Pendragon’s revenue and pre-tax profits increased for the six months to June 30, 2012 but operating profits and margins fell.
Chief executive Trevor Finn said the group’s interim performance is in line with expectations.
Revenue increased from £1.8 billion to £2bn in the six month period, profit before tax was up from £18.2 million to £23.6m. Operating profit fell from £42.3m to £38.5m and operating margins fell from 2.4% to 2.0%.
Finn said: “Overall the group delivered results for the first half in line with our expectations.
“Our new and used sectors performed particularly well over the six month period, with results across the group generally improving into the second quarter of 2012.
“Trading momentum in new and used is expected to continue into the second half of the year and the group's current performance remains consistent with the board's expectations for the full year.”
Finn said operting profits fell due to operating costs, redundancy costs and team member related costs largely relating to new and used volume increases, property-related costs for heating, electricity, power, rates and property provisions, partly offset by a reduction in warranty provision.
Investment bank analysis
Investment bank Panmure Gordon said the half year result was below its expectations.
Its statement said: “H1 results from Pendragon are below our expectations at the adjusted PBT level, reflecting an increase in overhead costs with gross profits marginally ahead YOY.
“Within the mix, both Evans Halshaw and Stratsone went backwards in EBIT terms year-on-year with Chatfields and California broadly flat and support services mixed.”

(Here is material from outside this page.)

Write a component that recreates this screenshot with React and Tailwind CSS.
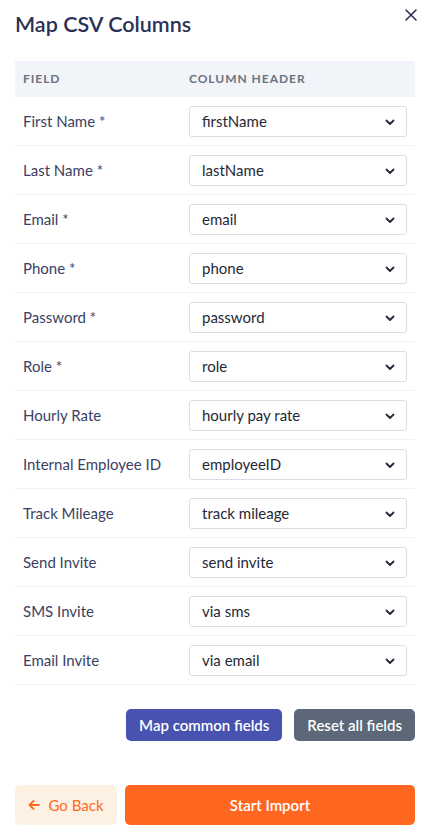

The firm has switched its recommendation from hold to sell as a result.
Like for like aftersales turnover is down by 3.6%, with the key variance due to reductions in new vehicle warranty turnover of 14.7%.
However, Pendragon's like for like service retail turnover has shown a small improvement of 0.2%, the first increase since the 2008/9 recession. Aftersales margin has remained stable at 59.9%, increasing slightly from 59.8%.
Pendragon typically operates in the less than three year old age profile for servicing cars but has been looking to service older vehicles due to the reduction in the size of less than three-year old parc from 23% five years ago to 19% now.
As the level of new vehicle sales increase, there is no expected to be an increase in the less than three-year old car parc.
During the period, the group's like for like used units grew by 7.5% to 70,700. Overall, used margin is down slightly from 9.6% to 9.4%. Pendragon is expecting used car margins to improve in the second half of the year.
In the first six months of the year the retail market represented 45% of the new car market; and it operates at a higher margin compared to fleet.
Pendragon grew retail sales (excluding Motability) by 14.9% on a like for like basis owing to strong performance from its Stratstone premium brands.
Fleet business grew by 51.8%, with total new vehicle sales up by 13.9% on a like for like basis. The group expects new car sales to increase in the second half of 2012. New margin was maintained at 7.7%.